The Class A Pan itself is a low, wide steel cylinder or 'Pan', with an internal diameter of 120.7cm and a depth of 25cm. The pan is filled to 20.0cm deep each morning at 9am. The depth of water the following morning prior to refill represents the evaporative loss.
Of course, this presumes there is no precipitation, or water loss through other means such as stock or wildlife drinking from the pan, hence the pan does need to have a tipping bucket rain gauge nearby to offset incoming precipitation and a mesh guard to prevent loss through drinking by local fauna.
Since the Class A Pan has been accepted as a standard method of measuring Evaporation throughout the USA, Australia and many other countries, data is available to compare across a wide region, further aiding you to model your own evaporation data and tune it to your site's needs.
Class A Pan Evaporation Vs Penman Evapotranspiration Vs Lake Evaporation
Evaporation occurs when the water at the surface of a body of water reaches it's gaseous state (water vapour) and is held suspended in the air.
Several key weather variables influence this process, noteably: Air temperature, relative humidity, wind speed and the net solar radiation absorbed by the body.
- If the air temperature is high, there is more energy present to convert liquid water to water vapour.

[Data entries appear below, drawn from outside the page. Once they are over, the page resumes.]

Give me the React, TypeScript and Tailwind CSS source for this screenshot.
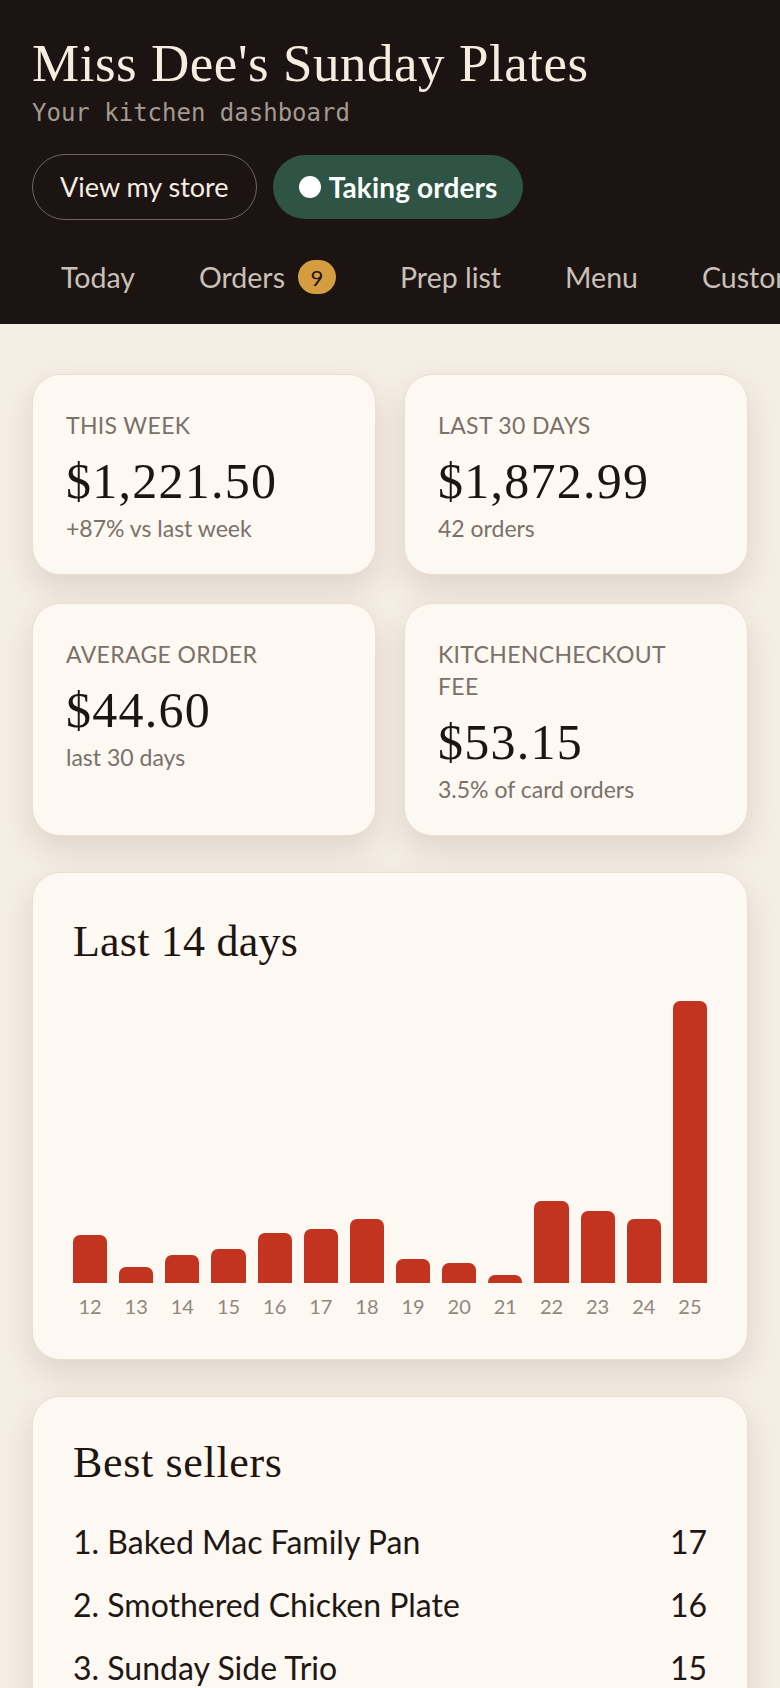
import React from "react";

const serif = { fontFamily: '"Liberation Serif", "Times New Roman", serif' };

const stats = [
  { label: "This week", value: "$1,221.50", note: "+87% vs last week" },
  { label: "Last 30 days", value: "$1,872.99", note: "42 orders" },
  { label: "Average order", value: "$44.60", note: "last 30 days" },
  { label: "KitchenCheckout fee", value: "$53.15", note: "3.5% of card orders" },
];

const days = [
  { day: 12, total: 48 },
  { day: 13, total: 16 },
  { day: 14, total: 28 },
  { day: 15, total: 34 },
  { day: 16, total: 50 },
  { day: 17, total: 54 },
  { day: 18, total: 64 },
  { day: 19, total: 24 },
  { day: 20, total: 20 },
  { day: 21, total: 8 },
  { day: 22, total: 82 },
  { day: 23, total: 72 },
  { day: 24, total: 64 },
  { day: 25, total: 282 },
];

const sellers = [
  { name: "Baked Mac Family Pan", count: 17 },
  { name: "Smothered Chicken Plate", count: 16 },
  { name: "Sunday Side Trio", count: 15 },
  { name: "Peach Cobbler Slice", count: 12 },
];

const tabs = ["Today", "Orders", "Prep list", "Menu", "Customers", "Settings"];

const cardClass =
  "rounded-[28px] border border-[#e9dfd1] bg-[#fdf8f1] shadow-[0_14px_32px_rgba(70,50,30,0.13)]";

export default function App() {
  const max = Math.max(...days.map((d) => d.total));
  return (
    <div
      className="min-h-screen bg-[#f5eee4] text-[#1d1512]"
      style={{ fontFamily: 'Lato, "Noto Sans", sans-serif' }}
    >
      <header className="bg-[#1c1412] pt-[34px] pb-[30px] overflow-hidden">
        <div className="px-8">
          <h1
            className="text-[53px] leading-[1.1] tracking-[0.01em] text-[#f6ede0]"
            style={serif}
          >
            Miss Dee's Sunday Plates
          </h1>
          <p
            className="mt-[6px] text-[24px] leading-[30px] text-[#a39a91]"
            style={{ fontFamily: '"DejaVu Sans Mono", "Liberation Mono", monospace' }}
          >
            Your kitchen dashboard
          </p>
          <div className="mt-[26px] flex items-center gap-4">
            <button className="h-[66px] rounded-full border-[1.5px] border-[#6e6560] px-[27px] text-[27px] text-[#f6ede0]">
              View my store
            </button>
            <button className="flex h-[64px] items-center gap-2 rounded-full bg-[#2f5446] pl-[26px] pr-[25px] text-[28px] font-bold tracking-[0.005em] text-white">
              <span className="h-[22px] w-[22px] rounded-full bg-white" />
              Taking orders
            </button>
          </div>
        </div>
        <nav className="mt-[40px] flex gap-[6px] whitespace-nowrap overflow-hidden px-8">
          {tabs.map((t) => (
            <a
              key={t}
              href="#"
              className="flex shrink-0 items-center gap-[13px] px-[29px] text-[28.5px] leading-[1.15] text-[#c9c0b7]"
            >
              {t}
              {t === "Orders" && (
                <span className="flex h-[34px] w-[38px] items-center justify-center rounded-full bg-[#d49d40] text-[22px] text-[#1c1412]">
                  9
                </span>
              )}
            </a>
          ))}
        </nav>
      </header>

      <main className="flex flex-col gap-9 px-8 pt-[50px] pb-10">
        <div className="grid grid-cols-2 gap-7">
          {stats.map((s) => (
            <div key={s.label} className={`${cardClass} px-[33px] pt-[34px] pb-[31px]`}>
              <div className="max-w-[262px] text-[23px] uppercase leading-[32px] tracking-[0.015em] text-[#7a716b]">
                {s.label}
              </div>
              <div
                className="mt-[12px] text-[50px] leading-[56px] tracking-[0.025em]"
                style={serif}
              >
                {s.value}
              </div>
              <div className="mt-1 text-[23px] leading-[30px] text-[#7a716b]">{s.note}</div>
            </div>
          ))}
        </div>

        <section className={`${cardClass} px-10 pt-[44px] pb-[40px]`}>
          <h2 className="text-[44px] leading-[50px] tracking-[0.005em]" style={serif}>
            Last 14 days
          </h2>
          <div className="mt-[34px] flex h-[282px] items-end gap-3">
            {days.map((d) => (
              <div
                key={d.day}
                className="flex-1 rounded-t-[7px] bg-[#c2341f]"
                style={{ height: `${(d.total / max) * 100}%` }}
              />
            ))}
          </div>
          <div className="mt-[10px] flex gap-3">
            {days.map((d) => (
              <div
                key={d.day}
                className="flex-1 text-center text-[20px] leading-[26px] text-[#8f8780]"
              >
                {d.day}
              </div>
            ))}
          </div>
        </section>

        <section className={`${cardClass} px-10 pt-[41px] pb-10`}>
          <h2 className="text-[44px] leading-[50px] tracking-[0.015em]" style={serif}>
            Best sellers
          </h2>
          <ol className="mt-[22px]">
            {sellers.map((s, i) => (
              <li
                key={s.name}
                className="flex justify-between text-[32px] leading-[63px] text-[#1f1714]"
              >
                <span>
                  {i + 1}. {s.name}
                </span>
                <span>{s.count}</span>
              </li>
            ))}
          </ol>
        </section>
      </main>
    </div>
  );
}
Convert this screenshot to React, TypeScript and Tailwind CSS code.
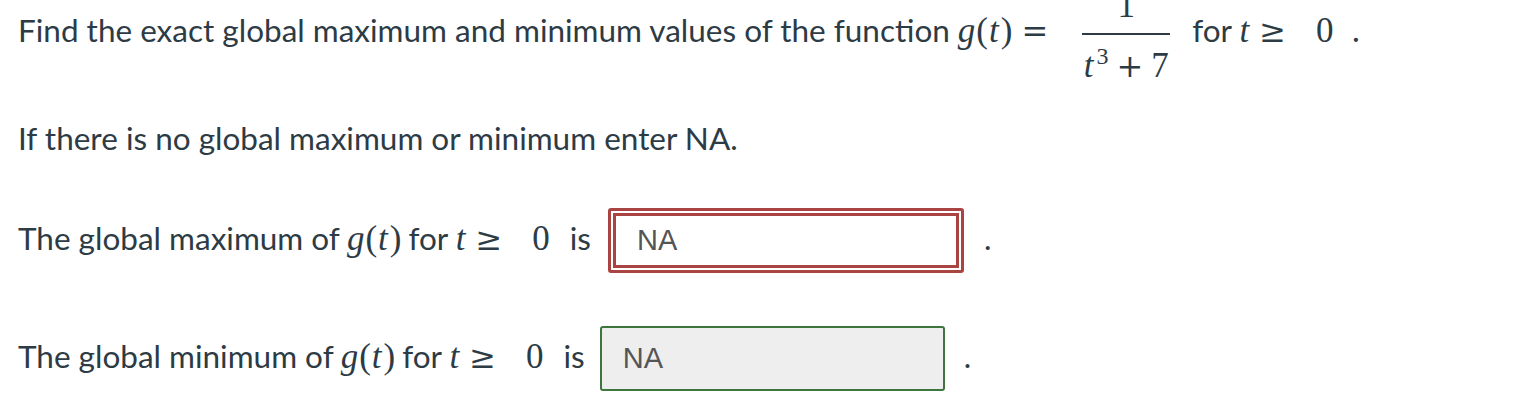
import React from "react";

const M = ({ children, className = "" }: { children: React.ReactNode; className?: string }) => (
  <span className={"font-['Liberation_Serif',serif] text-[35px] " + className}>{children}</span>
);

const Op = ({ children, className = "" }: { children: React.ReactNode; className?: string }) => (
  <span className={"font-['DejaVu_Serif',serif] text-[32px] " + className}>{children}</span>
);

const GofT = ({ className = "" }: { className?: string }) => (
  <M className={className}>
    <i>g</i>
    <span className="ml-[1px]">(</span>
    <i className="ml-[1px]">t</i>
    <span className="ml-[2px]">)</span>
  </M>
);

const Cond = () => (
  <>
    <span>for </span>
    <M>
      <i>t</i>
      <Op className="ml-[10px]">≥</Op>
      <span className="ml-[30px]">0</span>
    </M>
  </>
);

export default function App() {
  return (
    <div className="w-[1519px] h-[400px] overflow-hidden bg-white text-[#2d3b45] font-['Lato',sans-serif] text-[31.5px]">
      <div className="pl-[18px]">
        <p className="whitespace-nowrap leading-[38px] mt-[-11px] h-[84px]">
          Find the exact global maximum and minimum values of the function
          <GofT className="ml-[8px]" />
          <Op className="ml-[9px]">=</Op>
          <span className="inline-flex flex-col items-center align-[25px] ml-[34px] mr-[22px] font-['Liberation_Serif',serif] text-[35px]">
            <span className="leading-[34px]">1</span>
            <span className="mt-[10px] h-[2px] w-[88px] bg-[#2d3b45]" />
            <span className="leading-[34px] mt-[4px] whitespace-nowrap">
              <i>t</i>
              <span className="text-[24px] ml-[3px] align-[13px]">3</span>
              <Op className="mx-[8px]">+</Op>7
            </span>
          </span>
          <Cond />
          <M className="ml-[18px]">.</M>
        </p>
        <p className="whitespace-nowrap leading-[38px] mt-[46px]">
          If there is no global maximum or minimum enter NA.
        </p>
        <div className="flex items-baseline mt-[51px] whitespace-nowrap leading-[38px]">
          <span>
            The global maximum of
            <GofT className="ml-[7px] mr-[7px]" />
            <Cond />
            <span className="ml-[20px]">is</span>
          </span>
          <div className="ml-[17px] w-[356px] h-[65px] border-[8px] border-double border-[#a94442] rounded-[3px] bg-white flex items-center pl-[21px] font-['Liberation_Sans',sans-serif] text-[29px] leading-[29px] text-[#555555]">
            NA
          </div>
          <span className="ml-[20px]">.</span>
        </div>
        <div className="flex items-baseline mt-[53px] whitespace-nowrap leading-[38px]">
          <span>
            The global minimum of
            <GofT className="ml-[7px] mr-[7px]" />
            <Cond />
            <span className="ml-[20px]">is</span>
          </span>
          <div className="ml-[15px] w-[345px] h-[65px] border-2 border-[#3c763d] rounded-[3px] bg-[#eeeeee] flex items-center pl-[21px] font-['Liberation_Sans',sans-serif] text-[29px] leading-[29px] text-[#555555]">
            NA
          </div>
          <span className="ml-[19px]">.</span>
        </div>
      </div>
    </div>
  );
}
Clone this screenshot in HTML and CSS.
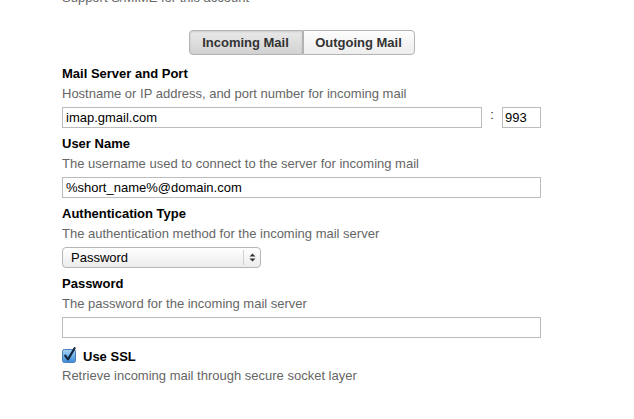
FILE: index.html
```html
<!DOCTYPE html>
<html>
<head>
  <title>Account Settings</title>
  <link rel="stylesheet" href="styles.css">
</head>
<body>
  <div class="container">
    <p class="intro">Support S/MIME for this account</p>

    <div class="tabs">
      <button class="tab active">Incoming Mail</button>
      <button class="tab">Outgoing Mail</button>
    </div>

    <div class="field">
      <div class="label">Mail Server and Port</div>
      <div class="desc">Hostname or IP address, and port number for incoming mail</div>
      <div class="server-row">
        <input type="text" class="text host" value="imap.gmail.com">
        <span class="colon">:</span>
        <input type="text" class="text port" value="993">
      </div>
    </div>

    <div class="field">
      <div class="label">User Name</div>
      <div class="desc">The username used to connect to the server for incoming mail</div>
      <input type="text" class="text wide" value="%short_name%@domain.com">
    </div>

    <div class="field">
      <div class="label">Authentication Type</div>
      <div class="desc">The authentication method for the incoming mail server</div>
      <div class="select-wrap">
        <select class="select">
          <option>Password</option>
          <option>MD5 Challenge-Response</option>
          <option>NTLM</option>
          <option>Kerberos</option>
        </select>
        <span class="select-arrows">
          <svg width="7" height="9" viewBox="0 0 7 9"><path d="M3.5 0.5 L6.5 3.5 L0.5 3.5 Z M3.5 8.5 L6.5 5.5 L0.5 5.5 Z" fill="#333"/></svg>
        </span>
      </div>
    </div>

    <div class="field">
      <div class="label">Password</div>
      <div class="desc">The password for the incoming mail server</div>
      <input type="password" class="text wide" value="">
    </div>

    <div class="check-row">
      <span class="checkbox">
        <svg width="16" height="16" viewBox="0 0 16 16">
          <defs>
            <linearGradient id="cb" x1="0" y1="0" x2="0" y2="1">
              <stop offset="0" stop-color="#a9d3f5"/>
              <stop offset="0.5" stop-color="#6fb0e8"/>
              <stop offset="1" stop-color="#3b8ad8"/>
            </linearGradient>
          </defs>
          <rect x="0.5" y="2.5" width="13" height="13" rx="2" fill="url(#cb)" stroke="#4a7fb5"/>
          <path d="M3.2 8.6 L6 12.4 L12.6 1.2" fill="none" stroke="#12263d" stroke-width="2.2" stroke-linecap="round" stroke-linejoin="round"/>
        </svg>
      </span>
      <span class="check-label">Use SSL</span>
    </div>
    <div class="desc">Retrieve incoming mail through secure socket layer</div>
  </div>
</body>
</html>
```

FILE: styles.css
```css
body { margin: 0; font-family: "Liberation Sans", Arial, sans-serif; font-size: 13px; background: #fff; }
.container { width: 479px; margin-left: 62px; }
.intro { margin: -12px 0 0; line-height: 20px; color: #666; }

.tabs { display: flex; justify-content: center; margin: 22px 0 9px; }
.tab { font-family: inherit; font-size: 13px; font-weight: bold; color: #333; height: 25px; padding: 0 11px; border: 1px solid #b3b3b3; background: linear-gradient(#fdfdfd, #ededed); cursor: pointer; }
.tab:first-child { border-radius: 4px 0 0 4px; border-right: none; width: 114px; }
.tab:last-child { border-radius: 0 4px 4px 0; width: 112px; }
.tab.active { background: linear-gradient(#e9e9e9, #d2d2d2); border-right: 1px solid #b3b3b3; box-shadow: inset 0 1px 2px rgba(0,0,0,0.12); }

.field { margin-bottom: 6px; }
.label { font-weight: bold; color: #000; line-height: 20px; }
.desc { color: #666; line-height: 20px; }

.text { box-sizing: border-box; height: 21px; margin-top: 3px; border: 1px solid #bcbcbc; padding: 0 3px; font-family: inherit; font-size: 13px; color: #000; outline: none; }
.wide { width: 479px; display: block; }
.server-row { display: flex; align-items: center; margin-top: 3px; }
.server-row .text { margin-top: 0; }
.host { width: 420px; }
.colon { width: 20px; text-align: center; color: #333; margin-top: -6px; }
.port { width: 39px; padding: 0 2px; }

.select-wrap { position: relative; width: 199px; margin-top: 3px; }
.select { appearance: none; -webkit-appearance: none; box-sizing: border-box; width: 199px; height: 21px; padding: 0 20px 0 8px; border: 1px solid #b5b5b5; border-radius: 4px; background: linear-gradient(#ffffff, #ececec); font-family: inherit; font-size: 13px; color: #000; outline: none; }
.select-arrows { position: absolute; right: 1px; top: 3px; width: 16px; height: 15px; border-left: 1px solid #d0d0d0; display: flex; align-items: center; justify-content: center; pointer-events: none; }

.check-row { display: flex; align-items: center; height: 20px; margin-top: 8px; }
.checkbox { width: 16px; height: 16px; margin-right: 5px; margin-top: -3px; }
.check-label { font-weight: bold; color: #000; font-size: 13px; }
```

- If the relative humidity is low, the air mass can more readily suspend more water vapour, hence the energy required to evaporate is less.
- If the incoming solar radiation & subsequent energy imparted to the body of water (not reflected) is high, again more energy is provided into the system to aid in the transition to water vapour.
- If the Wind Speed is high, then the air mass at the boundary layer is replaced with air not laden with water vapour (drier) hence more readily able to accept moisture.
Pan Evaporation combines these into one device to empirically measure the evaporation of water from a fixed, known water body, the 'Pan'.
Lake Evaporation has no metal sides, deeper water & can be less exposed to wind along shorelines and more exposed in the middle of the water body, and is often 20 to 25% lower than the measured Pan Evaporation. Several methods exist to calculate this, often modified Penman equations, and some involving detailed modelling of the 'lake' of concern, however the key weather variables mentioned are still the key inputs.
Penman Evapotranspiration is calculated from weather data collected locally, and represents the water loss of plants from their surface, as they transpire. Different crop coefficients allow the different evapotranspiration behaviour of crops to be calculated as per the comprehensive United Nations Food and Agriculture publication FAO56. As this is a uniform method of calculating evaporation without the requirement for a Pan, it is often used as a substitute Evaporation Rate calculation. Several studies have proven the correlation to be accurate.
It must be remembered that there will be differences between the methods used at your site. The surrounding terrain, trees, vegetation, buildings and other factors such as surface roughness will have an impact directly on the weather measured at your chosen location. However the use of the Class A Pan will give you a baseline evaporation data set, vital to confirming your other methods, and understanding the evaporation of your key water infrastructure.
Class A Pan Structure
The Class A Evaporation Pan is traditionally constructed of galvanised steel painted Silver. Environdata's Cass A Pan is constructed from 316 Marine Grade Stainless steel, with a polished surface. The difference in material does not change the data measured, however the Pan has a much longer service life, and is able to be used in saline evaporation studies with a much longer field life.
The Pan is fitted with two inlets at the base of the pan. One of these connects to the water level sensor, and the second one allows simple draining without the need to disconnect the rest of the system. An important factor in considering the maintenance.
The bird / fauna guard frame is constructed from 316 Marine Grade stainless steel and covered with a light galvanised steel mesh to minimise shadowing. The fauna guard is designed to allow easy removal without disturbing the refill kit, for easy maintenance when required.
The Pan is installed on a wooden pallet set on level cleared ground. It is important to allow air to circulate underneath the pan and not allow shade from nearby structures to cover the location of the pan. An ideal site for the Pan ensures the surrounding terrain & structures do not impede airflow or otherwise disturb the key weather input data.